DATASET ROWS

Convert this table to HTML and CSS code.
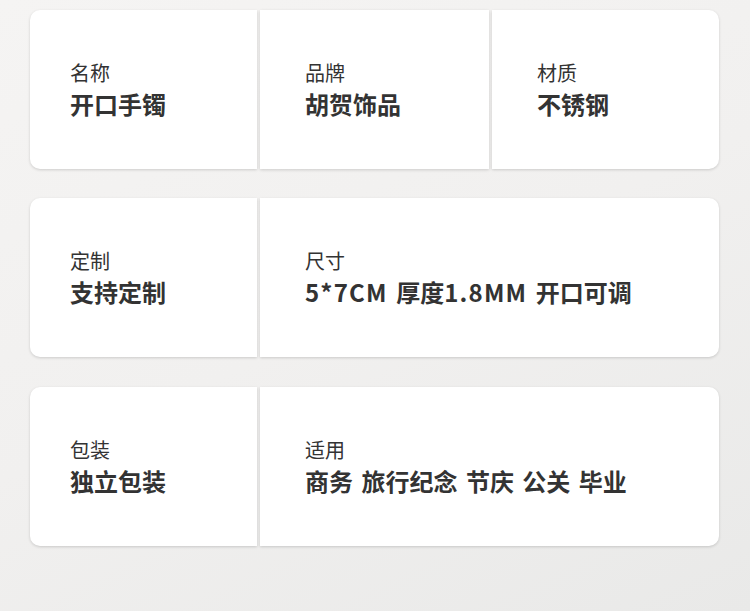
FILE: index.html
```html
<!DOCTYPE html>
<html lang="zh-CN">
<head>
<meta charset="utf-8">
<title>参数</title>
<link rel="stylesheet" href="styles.css">
</head>
<body>
<main class="specs">
  <section class="row row-three">
    <div class="cell cell-first">
      <div class="label">名称</div>
      <div class="value">开口手镯</div>
    </div>
    <div class="cell">
      <div class="label">品牌</div>
      <div class="value">胡贺饰品</div>
    </div>
    <div class="cell cell-last">
      <div class="label">材质</div>
      <div class="value">不锈钢</div>
    </div>
  </section>
  <section class="row row-two">
    <div class="cell cell-first">
      <div class="label">定制</div>
      <div class="value">支持定制</div>
    </div>
    <div class="cell cell-last">
      <div class="label">尺寸</div>
      <div class="value"><span class="latin">5*7CM</span> 厚度<span class="latin">1.8MM</span> 开口可调</div>
    </div>
  </section>
  <section class="row row-two row-last">
    <div class="cell cell-first">
      <div class="label">包装</div>
      <div class="value">独立包装</div>
    </div>
    <div class="cell cell-last">
      <div class="label">适用</div>
      <div class="value">商务 旅行纪念 节庆 公关 毕业</div>
    </div>
  </section>
</main>
</body>
</html>
```
FILE: styles.css
```css
html, body {
  margin: 0;
  padding: 0;
}
body {
  width: 750px;
  height: 611px;
  overflow: hidden;
  background: linear-gradient(155deg, #f5f4f3 0%, #f1f0ef 50%, #e9e9e8 100%);
  font-family: "Noto Sans CJK SC", "Noto Sans", sans-serif;
  color: #333;
}
.specs {
  display: flex;
  flex-direction: column;
  gap: 29px;
  padding: 10px 31px 0 30px;
}
.row {
  display: grid;
  height: 159px;
  column-gap: 3px;
}
.row-last {
  margin-top: 1px;
}
.row-three {
  grid-template-columns: 227px 229px 227px;
}
.row-two {
  grid-template-columns: 227px 459px;
}
.cell {
  background: #fff;
  box-shadow: 0 1px 3px rgba(0, 0, 0, 0.16);
  display: flex;
  flex-direction: column;
  justify-content: center;
  padding-left: 45px;
}
.cell-first {
  padding-left: 40px;
  border-radius: 10px 0 0 10px;
}
.cell-last {
  border-radius: 0 10px 10px 0;
}
.label {
  font-size: 20px;
  line-height: 28px;
  font-weight: 400;
  color: #333;
}
.value {
  font-size: 24px;
  line-height: 34px;
  font-weight: 700;
  color: #333;
  white-space: nowrap;
  word-spacing: 3px;
}
.latin {
  letter-spacing: 1.2px;
}
```
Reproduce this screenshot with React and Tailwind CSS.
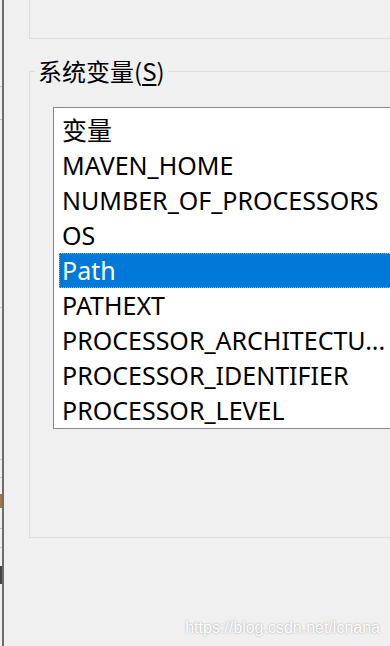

EXERCISE PROMPT
Take the entries shown above and quote them verbatim, passing over the pictures.

THE RESPONSE
Convert this table to HTML and CSS code.
FILE: index.html
```html
<!DOCTYPE html>
<html lang="zh-CN">
<head>
<meta charset="utf-8">
<title>参数</title>
<link rel="stylesheet" href="styles.css">
</head>
<body>
<main class="specs">
  <section class="row row-three">
    <div class="cell cell-first">
      <div class="label">名称</div>
      <div class="value">开口手镯</div>
    </div>
    <div class="cell">
      <div class="label">品牌</div>
      <div class="value">胡贺饰品</div>
    </div>
    <div class="cell cell-last">
      <div class="label">材质</div>
      <div class="value">不锈钢</div>
    </div>
  </section>
  <section class="row row-two">
    <div class="cell cell-first">
      <div class="label">定制</div>
      <div class="value">支持定制</div>
    </div>
    <div class="cell cell-last">
      <div class="label">尺寸</div>
      <div class="value"><span class="latin">5*7CM</span> 厚度<span class="latin">1.8MM</span> 开口可调</div>
    </div>
  </section>
  <section class="row row-two row-last">
    <div class="cell cell-first">
      <div class="label">包装</div>
      <div class="value">独立包装</div>
    </div>
    <div class="cell cell-last">
      <div class="label">适用</div>
      <div class="value">商务 旅行纪念 节庆 公关 毕业</div>
    </div>
  </section>
</main>
</body>
</html>
```
FILE: styles.css
```css
html, body {
  margin: 0;
  padding: 0;
}
body {
  width: 750px;
  height: 611px;
  overflow: hidden;
  background: linear-gradient(155deg, #f5f4f3 0%, #f1f0ef 50%, #e9e9e8 100%);
  font-family: "Noto Sans CJK SC", "Noto Sans", sans-serif;
  color: #333;
}
.specs {
  display: flex;
  flex-direction: column;
  gap: 29px;
  padding: 10px 31px 0 30px;
}
.row {
  display: grid;
  height: 159px;
  column-gap: 3px;
}
.row-last {
  margin-top: 1px;
}
.row-three {
  grid-template-columns: 227px 229px 227px;
}
.row-two {
  grid-template-columns: 227px 459px;
}
.cell {
  background: #fff;
  box-shadow: 0 1px 3px rgba(0, 0, 0, 0.16);
  display: flex;
  flex-direction: column;
  justify-content: center;
  padding-left: 45px;
}
.cell-first {
  padding-left: 40px;
  border-radius: 10px 0 0 10px;
}
.cell-last {
  border-radius: 0 10px 10px 0;
}
.label {
  font-size: 20px;
  line-height: 28px;
  font-weight: 400;
  color: #333;
}
.value {
  font-size: 24px;
  line-height: 34px;
  font-weight: 700;
  color: #333;
  white-space: nowrap;
  word-spacing: 3px;
}
.latin {
  letter-spacing: 1.2px;
}
```
Reproduce this screenshot with React and Tailwind CSS.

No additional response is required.